Haycock expresses concern about the insufficient funding for the repair and maintenance of water treatment systems, especially in areas affected by natural disasters. He emphasises that the proposed National Water Pricing Strategy envisions a system that recovers the cost of management, maintenance and refurbishment, among other factors, for water and sanitation infrastructure, from users. This will place a significant additional cost burden on all water users with large users bearing the brunt.

“Every cubic metre of water that you use in your industry . . . has travelled for kilometres along pipelines – it has been pumped, stored and treated. It has had energy and chemicals used in its treatment, following its being piped from a dam – which cost millions, if not billions, to build.”

As part of its efforts to help establish key revenue streams in the water infrastructure sector, Talbot stresses the need for water incentivisation projects that reduce the cost burden of public infrastructure on the fiscus and for clarity regarding the separation of public finances.
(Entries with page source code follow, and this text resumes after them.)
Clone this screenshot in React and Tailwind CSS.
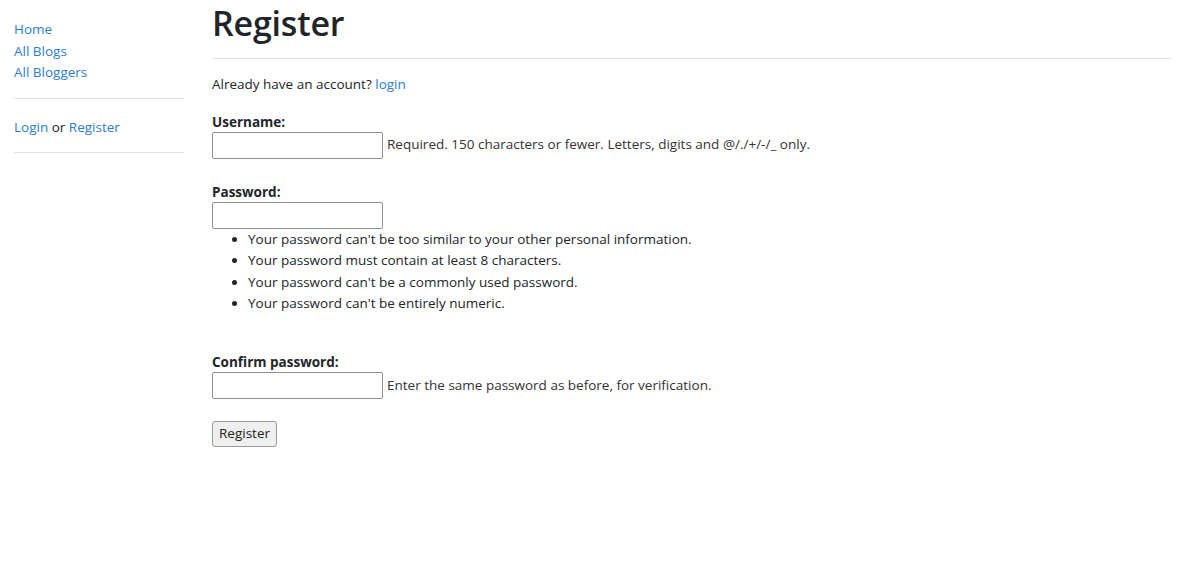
const sideLinks = ['Home', 'All Blogs', 'All Bloggers']

const pwRules = [
  "Your password can't be too similar to your other personal information.",
  'Your password must contain at least 8 characters.',
  "Your password can't be a commonly used password.",
  "Your password can't be entirely numeric.",
]

function Field({ label, help, className = '' }) {
  return (
    <div className={className}>
      <label className="block font-bold leading-[20px]">{label}</label>
      <div className="flex items-center">
        <input
          type="text"
          className="h-[27px] w-[171px] rounded-[2px] border border-[#8f8f8f] bg-white px-1 outline-none"
        />
        {help && <span className="ml-[4px] text-[#333]">{help}</span>}
      </div>
    </div>
  )
}

export default function App() {
  return (
    <div className="flex min-h-[571px] bg-white font-['Open_Sans',sans-serif] text-[13.5px] leading-[21.6px] text-[#212529]">
      <aside className="w-[198px] shrink-0 px-[14px] pt-[19px]">
        <ul>
          {sideLinks.map((l) => (
            <li key={l}>
              <a href="#" className="text-[#2d7dd2]">
                {l}
              </a>
            </li>
          ))}
        </ul>
        <hr className="mt-[14px] border-[#e3e3e3]" />
        <div className="mt-[18px]">
          <a href="#" className="text-[#2d7dd2]">Login</a> or{' '}
          <a href="#" className="text-[#2d7dd2]">Register</a>
        </div>
        <hr className="mt-[14px] border-[#e3e3e3]" />
      </aside>

      <main className="flex-1 pl-[14px] pr-[14px] pt-[2px]">
        <h1 className="text-[34px] font-semibold leading-[42px] tracking-[-0.2px]">Register</h1>
        <hr className="mt-[14px] border-[#e3e3e3]" />
        <p className="mt-[15px]">
          Already have an account?{' '}
          <a href="#" className="text-[#2d7dd2]">login</a>
        </p>

        <form className="mt-[16px]">
          <Field
            label="Username:"
            help="Required. 150 characters or fewer. Letters, digits and @/./+/-/_ only."
          />
          <Field label="Password:" className="mt-[23px]" />
          <ul className="list-disc pl-[36px]">
            {pwRules.map((r) => (
              <li key={r}>{r}</li>
            ))}
          </ul>
          <Field
            label="Confirm password:"
            help="Enter the same password as before, for verification."
            className="mt-[37px]"
          />
          <button
            type="button"
            className="mt-[22px] h-[26px] rounded-[3px] border border-[#9a9a9a] bg-[#efefef] px-[6px] leading-none text-[#222]"
          >
            Register
          </button>
        </form>
      </main>
    </div>
  )
}
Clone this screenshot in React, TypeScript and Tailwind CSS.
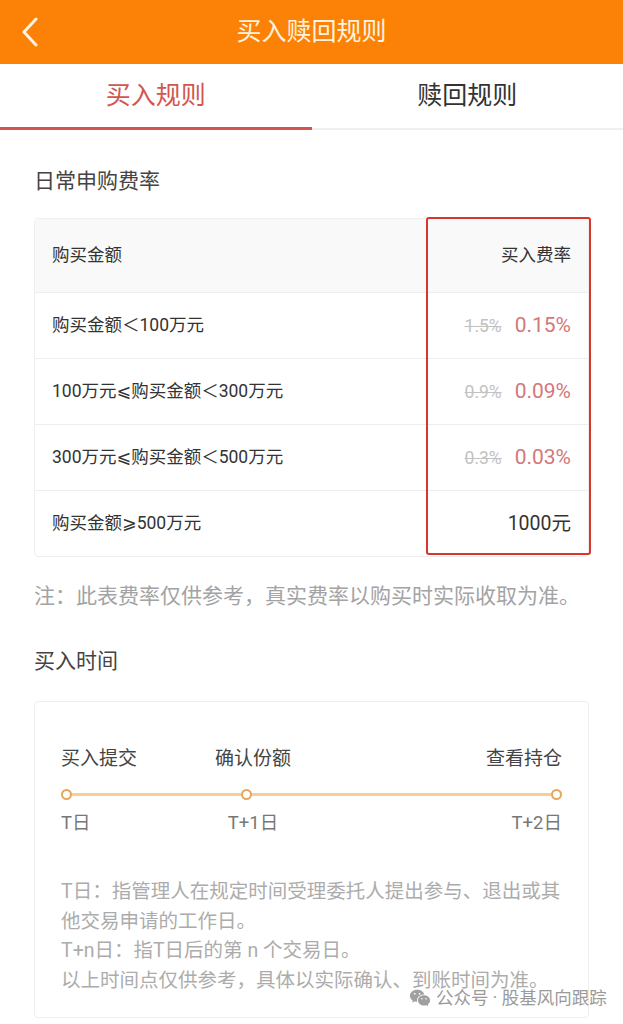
import { RiWechatFill } from 'react-icons/ri';

const FONT = { fontFamily: 'Roboto, "Noto Sans CJK SC", "DejaVu Sans", sans-serif' };

const ROWS = [
  { label: '购买金额＜100万元', old: '1.5%', rate: '0.15%' },
  { label: '100万元⩽购买金额＜300万元', old: '0.9%', rate: '0.09%' },
  { label: '300万元⩽购买金额＜500万元', old: '0.3%', rate: '0.03%' },
  { label: '购买金额⩾500万元', old: '', rate: '1000元' },
];

function Dot() {
  return <div className="w-[11px] h-[11px] rounded-full border-2 border-[#e9a557] bg-white shrink-0" />;
}

export default function App() {
  return (
    <div className="relative w-full min-h-[1024px] bg-white overflow-hidden" style={FONT}>
      {/* header */}
      <div className="relative h-[64px] bg-[#fc8207] flex items-center justify-center">
        <svg className="absolute left-[20px] top-[17px]" width="20" height="30" viewBox="0 0 20 30">
          <polyline points="16,2 4,15 16,28" fill="none" stroke="#fff4e4" strokeWidth="3" strokeLinecap="round" strokeLinejoin="round" />
        </svg>
        <span className="text-[25px] text-[#fff3df]">买入赎回规则</span>
      </div>

      {/* tabs */}
      <div className="flex h-[66px] border-b-2 border-[#efefef]">
        <div className="flex-1 flex items-center justify-center text-[25px] text-[#d2564f] border-b-[3px] border-[#d5534c] -mb-[2px]">
          买入规则
        </div>
        <div className="flex-1 flex items-center justify-center text-[25px] text-[#333]">赎回规则</div>
      </div>

      <div className="px-[34px]">
        <h2 className="pt-[36px] text-[21px] leading-[30px] text-[#444]">日常申购费率</h2>

        <div className="relative mt-[22px] rounded-[4px] border border-[#eeeeee]">
          <div className="h-[73px] bg-[#f9f9f9] flex items-center justify-between px-[17px] text-[17.5px] text-[#333]">
            <span>购买金额</span>
            <span>买入费率</span>
          </div>
          {ROWS.map(r => (
            <div key={r.label} className="h-[66px] border-t border-[#eeeeee] flex items-center justify-between px-[17px]">
              <span className="text-[17.5px] text-[#333]">{r.label}</span>
              <span className="flex items-baseline gap-[13px]">
                {r.old && <span className="text-[17.5px] text-[#c2c2c2] line-through">{r.old}</span>}
                <span className={r.old ? 'text-[21px] text-[#d4777a]' : 'text-[19.5px] text-[#333]'}>{r.rate}</span>
              </span>
            </div>
          ))}
          <div className="absolute left-[391px] -top-[2px] -right-[3px] bottom-[1px] border-2 border-[#d8352b] rounded-[3px]" />
        </div>

        <p className="mt-[24px] text-[21px] leading-[30px] text-[#a3a3a3] whitespace-nowrap">
          注：此表费率仅供参考，真实费率以购买时实际收取为准。
        </p>

        <h2 className="mt-[35px] text-[21px] leading-[30px] text-[#444]">买入时间</h2>

        <div className="mt-[25px] h-[317px] rounded-[4px] border border-[#eeeeee] px-[26px] pt-[44px]">
          <div className="flex text-[19px] leading-[26px] text-[#444]">
            <span className="w-[153px]">买入提交</span>
            <span className="w-[78px] text-center">确认份额</span>
            <span className="flex-1 text-right">查看持仓</span>
          </div>
          <div className="mt-[13px] flex items-center h-[18px]">
            <Dot />
            <div className="w-[169px] h-[3px] bg-[#f6d08f]" />
            <Dot />
            <div className="flex-1 h-[3px] bg-[#f6d08f]" />
            <Dot />
          </div>
          <div className="mt-[7px] flex text-[18.5px] leading-[26px] text-[#777]">
            <span className="w-[153px]">T日</span>
            <span className="w-[78px] text-center">T+1日</span>
            <span className="flex-1 text-right">T+2日</span>
          </div>
          <div className="mt-[41px] text-[19.5px] leading-[29.5px] text-[#acacac] whitespace-nowrap">
            <div>T日：指管理人在规定时间受理委托人提出参与、退出或其</div>
            <div>他交易申请的工作日。</div>
            <div>T+n日：指T日后的第 n 个交易日。</div>
            <div>以上时间点仅供参考，具体以实际确认、到账时间为准。</div>
          </div>
        </div>
      </div>

      {/* watermark */}
      <div className="absolute left-[409px] top-[985px] flex items-center gap-[5px] text-[17.5px] text-[#9a9a9a]">
        <RiWechatFill className="w-[22px] h-[22px] text-[#a0a0a0]" />
        <span>公众号 · 股基风向跟踪</span>
      </div>
    </div>
  );
}
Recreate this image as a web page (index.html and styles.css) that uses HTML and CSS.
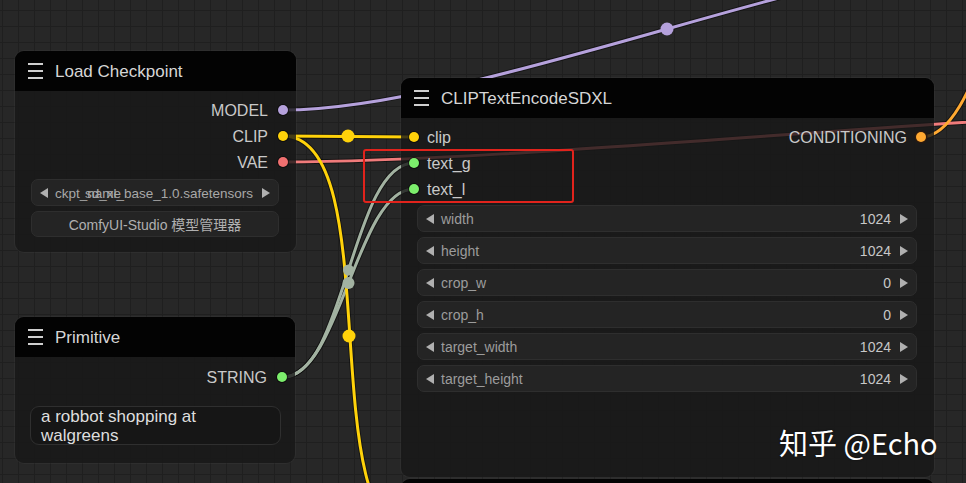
FILE: index.html
```html
<!DOCTYPE html>
<html>
<head>
<meta charset="utf-8">
<link rel="stylesheet" href="styles.css">
</head>
<body>
<div class="canvas">
  <svg class="links" width="966" height="483" viewBox="0 0 966 483">
    <g class="shadow">
      <path d="M283 110 C479 110 855 -52 1051 -52"/>
      <path d="M283 162 C525 162 1008 110 1250 110"/>
      <path d="M283 377 C345.7 377 351.3 163 414 163"/>
      <path d="M283 377 C340.3 377 356.7 189 414 189"/>
      <path d="M283 136 C315.75 136 381.25 137 414 137"/>
      <path d="M283 136 C390 136 310 536 416 536"/>
      <path d="M921 137 C981 137 1000 -60 1060 -60"/>
    </g>
    <path class="w-model" d="M283 110 C479 110 855 -52 1051 -52"/>
    <path class="w-vae" d="M283 162 C525 162 1008 110 1250 110"/>
    <path class="w-str" d="M283 377 C345.7 377 351.3 163 414 163"/>
    <path class="w-str" d="M283 377 C340.3 377 356.7 189 414 189"/>
    <path class="w-clip" d="M283 136 C315.75 136 381.25 137 414 137"/>
    <path class="w-clip" d="M283 136 C390 136 310 536 416 536"/>
    <path class="w-cond" d="M921 137 C981 137 1000 -60 1060 -60"/>
    <circle class="f-model" cx="667" cy="29" r="6.5"/>
    <circle class="f-clip" cx="348" cy="136" r="6.5"/>
    <circle class="f-clip" cx="349" cy="336" r="6.5"/>
    <circle class="f-str" cx="348.5" cy="270" r="5.5"/>
    <circle class="f-str" cx="348.5" cy="283" r="6"/>
  </svg>

  <div class="node n-ckpt">
    <div class="node-header"><span class="menu"><i></i><i></i><i></i></span><span class="title">Load Checkpoint</span></div>
    <div class="node-body">
      <div class="slot out"><span>MODEL</span><span class="dot c-model"></span></div>
      <div class="slot out"><span>CLIP</span><span class="dot c-clip"></span></div>
      <div class="slot out"><span>VAE</span><span class="dot c-vae"></span></div>
      <div class="widget combo">
        <span class="arr left"></span>
        <span class="wtext"><span class="wlabel">ckpt_name</span><span class="wval">sd_xl_base_1.0.safetensors</span></span>
        <span class="arr right"></span>
      </div>
      <div class="widget button">ComfyUI-Studio 模型管理器</div>
    </div>
  </div>

  <div class="node n-prim">
    <div class="node-header"><span class="menu"><i></i><i></i><i></i></span><span class="title">Primitive</span></div>
    <div class="node-body">
      <div class="slot out"><span>STRING</span><span class="dot c-str"></span></div>
      <div class="textarea">a robbot shopping at walgreens</div>
    </div>
  </div>

  <div class="node n-clip">
    <div class="node-header"><span class="menu"><i></i><i></i><i></i></span><span class="title">CLIPTextEncodeSDXL</span></div>
    <div class="node-body">
      <div class="slot both">
        <span class="pin"><span class="dot c-clip"></span><span>clip</span></span>
        <span class="pin"><span>CONDITIONING</span><span class="dot c-cond"></span></span>
      </div>
      <div class="slot in"><span class="dot c-str"></span><span>text_g</span></div>
      <div class="slot in"><span class="dot c-str"></span><span>text_l</span></div>
      <div class="widgets">
        <div class="widget num"><span class="arr left"></span><span class="wtext"><span class="wlabel">width</span><span class="wval">1024</span></span><span class="arr right"></span></div>
        <div class="widget num"><span class="arr left"></span><span class="wtext"><span class="wlabel">height</span><span class="wval">1024</span></span><span class="arr right"></span></div>
        <div class="widget num"><span class="arr left"></span><span class="wtext"><span class="wlabel">crop_w</span><span class="wval">0</span></span><span class="arr right"></span></div>
        <div class="widget num"><span class="arr left"></span><span class="wtext"><span class="wlabel">crop_h</span><span class="wval">0</span></span><span class="arr right"></span></div>
        <div class="widget num"><span class="arr left"></span><span class="wtext"><span class="wlabel">target_width</span><span class="wval">1024</span></span><span class="arr right"></span></div>
        <div class="widget num"><span class="arr left"></span><span class="wtext"><span class="wlabel">target_height</span><span class="wval">1024</span></span><span class="arr right"></span></div>
      </div>
    </div>
  </div>

  <div class="node n-next">
    <div class="node-header"></div>
  </div>

  <div class="highlight"></div>
  <div class="watermark">知乎 @Echo</div>
</div>
</body>
</html>
```

FILE: styles.css
```css
* { box-sizing: border-box; }
body { margin: 0; background: #252525; }

.canvas {
  position: relative;
  width: 966px;
  height: 483px;
  overflow: hidden;
  background-color: #272727;
  background-image:
    linear-gradient(to right, #1f1f1f 1px, transparent 1px),
    linear-gradient(to bottom, #1f1f1f 1px, transparent 1px);
  background-size: 16px 16px;
  background-position: 2px 10px;
  font-family: "Liberation Sans", Arial, sans-serif;
}

.links { position: absolute; left: 0; top: 0; }
.links path { fill: none; stroke-width: 3; }
.links .shadow path { stroke: rgba(0,0,0,0.45); stroke-width: 5; }
.w-model { stroke: #b5a1dc; }
.w-vae { stroke: #f07b7b; }
.w-str { stroke: #a2b2a1; }
.w-clip { stroke: #ffd20a; }
.w-cond { stroke: #ffa931; }
.f-model { fill: #b5a1dc; }
.f-clip { fill: #ffd20a; }
.f-str { fill: #a2b2a1; }

.node {
  position: absolute;
  background: rgba(24,24,24,0.8);
  border-radius: 9px;
  box-shadow: 0 0 0 1px rgba(255,255,255,0.035);
}
.node-header {
  height: 40px;
  background: #030303;
  border-radius: 9px 9px 0 0;
  display: flex;
  align-items: center;
  padding-left: 13px;
  gap: 12px;
  color: #d6d6d6;
  font-size: 17px;
}
.title { padding-top: 2px; }
.menu { display: flex; flex-direction: column; gap: 5px; width: 15px; }
.menu i { display: block; height: 2px; background: #cfcfcf; }

.n-ckpt { left: 15px; top: 51px; width: 281px; }
.n-prim { left: 15px; top: 317px; width: 280px; }
.n-clip { left: 401px; top: 78px; width: 533px; height: 399px; }
.n-next { left: 401px; top: 479px; width: 533px; height: 40px; }

.n-ckpt .node-body { padding: 6px 0 15px; }
.n-prim .node-body { padding: 7px 0 18px; }
.n-clip .node-body { padding-top: 6px; }

.slot {
  height: 26px;
  display: flex;
  align-items: center;
  font-size: 16px;
  color: #c9c9c9;
}
.slot span:not(.dot):not(.pin) { padding-top: 2px; }
.slot.out { justify-content: flex-end; padding-right: 8px; gap: 10px; }
.slot.in { padding-left: 8px; gap: 8px; }
.slot.both { justify-content: space-between; padding: 0 8px; }
.pin { display: flex; align-items: center; gap: 8px; }
.pin:last-child { gap: 9px; }

.dot { width: 10px; height: 10px; border-radius: 50%; flex: none; box-shadow: 0 0 0 1px rgba(0,0,0,0.5); }
.c-model { background: #b5a1dc; }
.c-clip { background: #ffd20a; }
.c-vae { background: #f07070; }
.c-str { background: #7cee6c; }
.c-cond { background: #ffa931; box-shadow: 0 0 0 1.5px #2a1a10; }

.widget {
  height: 27px;
  margin: 0 17px 0 16px;
  border-radius: 7px;
  background: #242424;
  border: 1px solid #2e2e2e;
  display: flex;
  align-items: center;
  padding: 0 8px;
  font-size: 14px;
}
.combo { margin-top: 4px; font-size: 13.5px; }
.button {
  margin-top: 5px;
  height: 26px;
  justify-content: center;
  color: #b0b0b0;
  font-family: "Liberation Sans", "Noto Sans CJK SC", sans-serif;
}
.wtext { flex: 1; display: grid; margin: 0 9px 0 7px; padding-top: 1px; }
.wlabel, .wval { grid-area: 1 / 1; white-space: nowrap; }
.wlabel { justify-self: start; color: #9c9c9c; }
.wval { justify-self: end; color: #c8c8c8; }
.combo .wlabel, .combo .wval { color: #a8a8a8; }

.arr { width: 0; height: 0; border-top: 5px solid transparent; border-bottom: 5px solid transparent; flex: none; }
.arr.left { border-right: 8px solid #b0b0b0; }
.arr.right { border-left: 8px solid #b0b0b0; }

.widgets { display: flex; flex-direction: column; gap: 5px; margin-top: 3px; }

.textarea {
  margin: 16px 14px 0 15px;
  height: 39px;
  border: 1px solid #2f2f2f;
  border-radius: 9px;
  background: rgba(20,20,20,0.6);
  padding: 0 10px;
  font-size: 17px;
  line-height: 19px;
  color: #dedede;
}

.highlight {
  position: absolute;
  left: 363px;
  top: 149px;
  width: 211px;
  height: 54px;
  border: 2.5px solid #e1231c;
  border-radius: 3px;
}

.watermark {
  position: absolute;
  left: 779px;
  top: 425px;
  font-family: "Noto Sans CJK SC", "Noto Sans", sans-serif;
  font-size: 29px;
  line-height: 34px;
  color: #ffffff;
  text-shadow: 0 0 2px rgba(0,0,0,0.6);
}
```
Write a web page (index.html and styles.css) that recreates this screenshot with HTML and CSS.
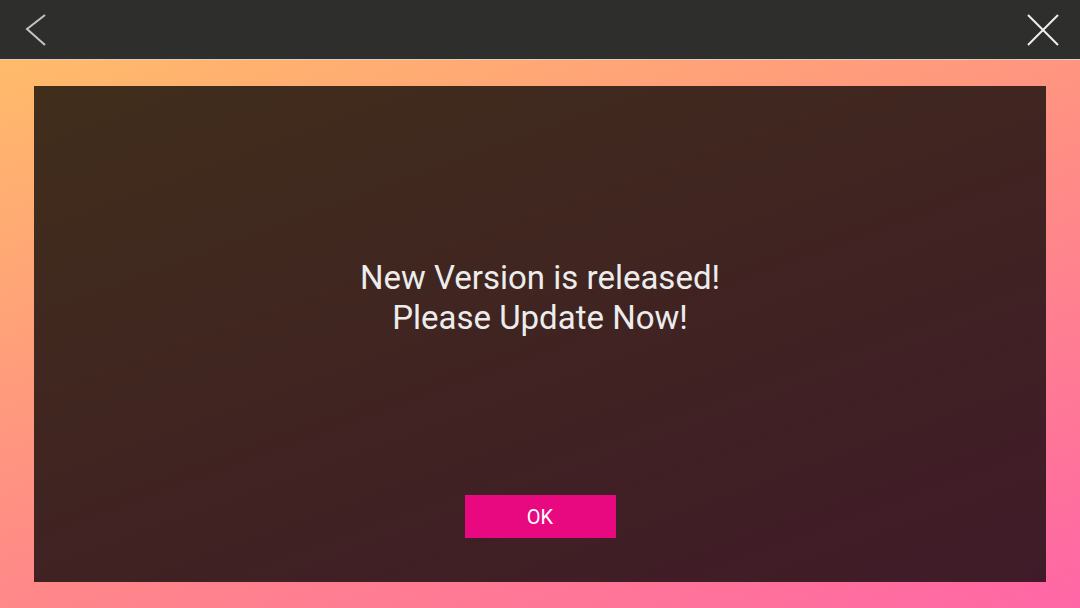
FILE: index.html
```html
<!DOCTYPE html>
<html lang="en">
  <head>
    <meta charset="UTF-8" />
    <meta name="viewport" content="width=device-width, initial-scale=1.0" />
    <title>Update</title>
    <link rel="stylesheet" href="styles.css">
  </head>
  <body>
    <div class="screen">
      <div class="topbar">
        <button class="icon-btn" aria-label="Back">
          <svg width="24" height="36" viewBox="0 0 24 36">
            <polyline points="21,3 3,17 21,33" fill="none" stroke="#c4c4c4" stroke-width="2" />
          </svg>
        </button>
        <button class="icon-btn" aria-label="Close">
          <svg width="34" height="34" viewBox="0 0 34 34">
            <line x1="2" y1="2" x2="32" y2="32" stroke="#f0f0f0" stroke-width="2" />
            <line x1="32" y1="2" x2="2" y2="32" stroke="#f0f0f0" stroke-width="2" />
          </svg>
        </button>
      </div>
      <div class="content">
        <div class="panel">
          <p class="message">New Version is released!<br />Please Update Now!</p>
          <button class="ok-btn" type="button">OK</button>
        </div>
      </div>
    </div>
  </body>
</html>
```

FILE: styles.css
```css
body {
  margin: 0;
  font-family: Roboto, "Liberation Sans", sans-serif;
}
.screen {
  width: 1080px;
  height: 608px;
  display: flex;
  flex-direction: column;
}
.topbar {
  height: 59px;
  background-color: #2e2f2d;
  border-bottom: 1px solid #d9cfc6;
  display: flex;
  align-items: center;
  justify-content: space-between;
  padding: 0 20px 0 24px;
}
.icon-btn {
  background: none;
  border: none;
  padding: 0;
  display: flex;
  cursor: pointer;
}
.content {
  flex: 1;
  padding: 26px 34px;
  background: linear-gradient(160deg, #ffbb6a 0%, #ff8e84 50%, #ff66a6 100%);
  display: flex;
}
.panel {
  flex: 1;
  background-color: rgba(0, 0, 0, 0.75);
  display: flex;
  flex-direction: column;
  align-items: center;
  padding-top: 172px;
  padding-bottom: 44px;
}
.message {
  margin: 0;
  color: #ececec;
  font-size: 33px;
  line-height: 40px;
  text-align: center;
}
.ok-btn {
  margin-top: auto;
  width: 151px;
  height: 43px;
  border: none;
  background-color: #e8087f;
  color: #fff;
  font-family: Roboto, "Liberation Sans", sans-serif;
  font-size: 20px;
  cursor: pointer;
}
```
Haycock suggests that revenues generated from water should be reinvested in the sector as opposed to its being allocated to the general fiscus.

Using data to track water losses, manage consumers, and cultivate a sustainable payment culture is proposed as a strategy for the sector. Haycock highlights the potential collaboration between municipalities and the private sector.

Haycock also hails the involvement of the mining industry and its efforts to assist with the operation of municipal water infrastructure, particularly on the wastewater side.

Although more effort is required from both sides to mitigate against a lack of trust, there are positive indications with some mines willing to allocate their excess water to municipalities.

He adds that long-term planning and greater expertise are crucial to ensure sustainable water provision for the future.

Haycock concludes by shedding light on Talbot’s multifaceted role beyond a laboratory or turnkey provider of solutions, emphasising the company’s involvement in financing water projects and carrying out water-security consulting projects from conceptualisation through bankable feasibility studies and detailed design to solution implementation.